I hesitate to say too much about the romance that blossoms between David and a near-sighted woman (played by Rachel Weisz, who also narrates) among the loners, just because so much of it occurs in the second half of the film. But I will say that the best romances usually - if not always - come from an unexpected angle, and this is no exception. That's what makes it specific, speaking directly to the nebulous, idiosyncratic nature of how one person connects with another. Any movie can tell us that two characters are falling in love. A great movie makes sure those two characters are falling in love in a way no other two characters have. Or could.
At the risk of sounding crass, that's kinda how I feel about The Lobster as a whole. If I were tasked with interviewing Lanthimos about this movie, I'd basically just be Chris Farley from The Chris Farley Show, babbling like an adoring idiot and muttering uncontrollably about favorite scenes and lines and moments. Remember that part where ... Yeah, I probably shouldn't get myself started.

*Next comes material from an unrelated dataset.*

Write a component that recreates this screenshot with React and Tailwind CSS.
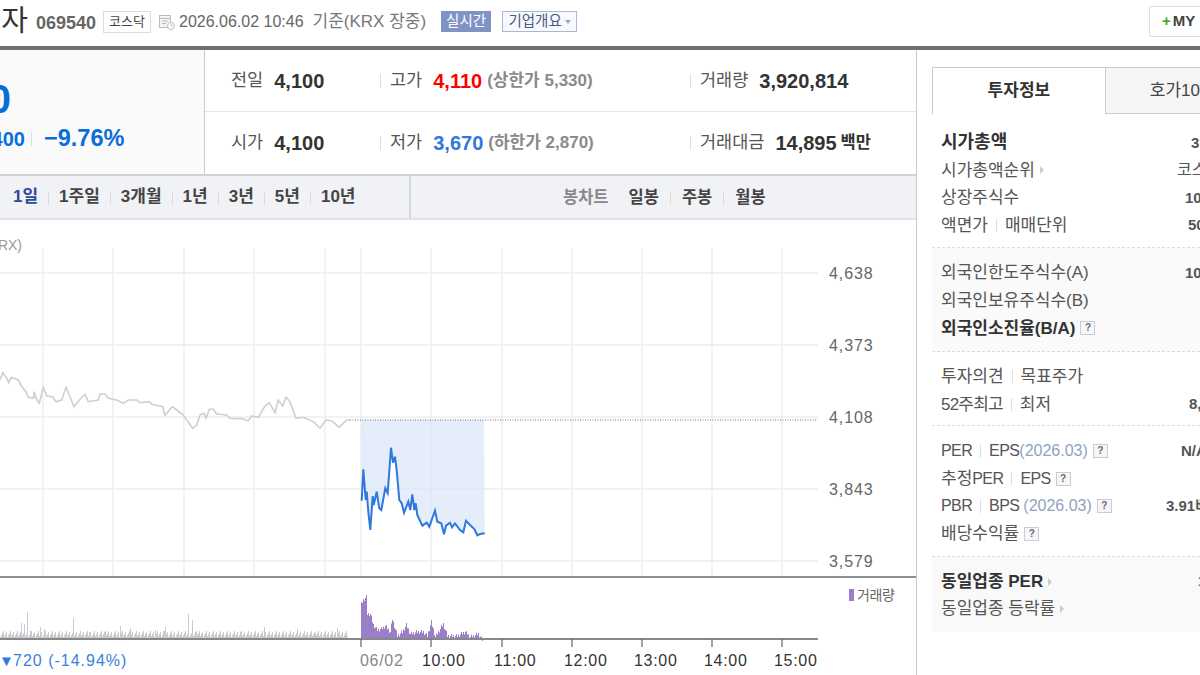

There's an intangible alchemy to how a film works - how it expresses itself, what it says and how it says it. What is not said is just as important - so much can be found in what's hidden - and The Lobster is rooted in part on that very idea, right down to its core premise. It uses the limitations of its internal logic to glorious advantage, offering a fable of human connection that transcends the rules that govern it. The lengths you'll go to communicate something can say a lot; the greater the lengths, the more specific, and unique, it can become, as if it's being whittled down into a simple and perfect expression of it, transforming it into something that's never been said before. Maybe, even, that what you're expressing is so powerful that common language can't contain it.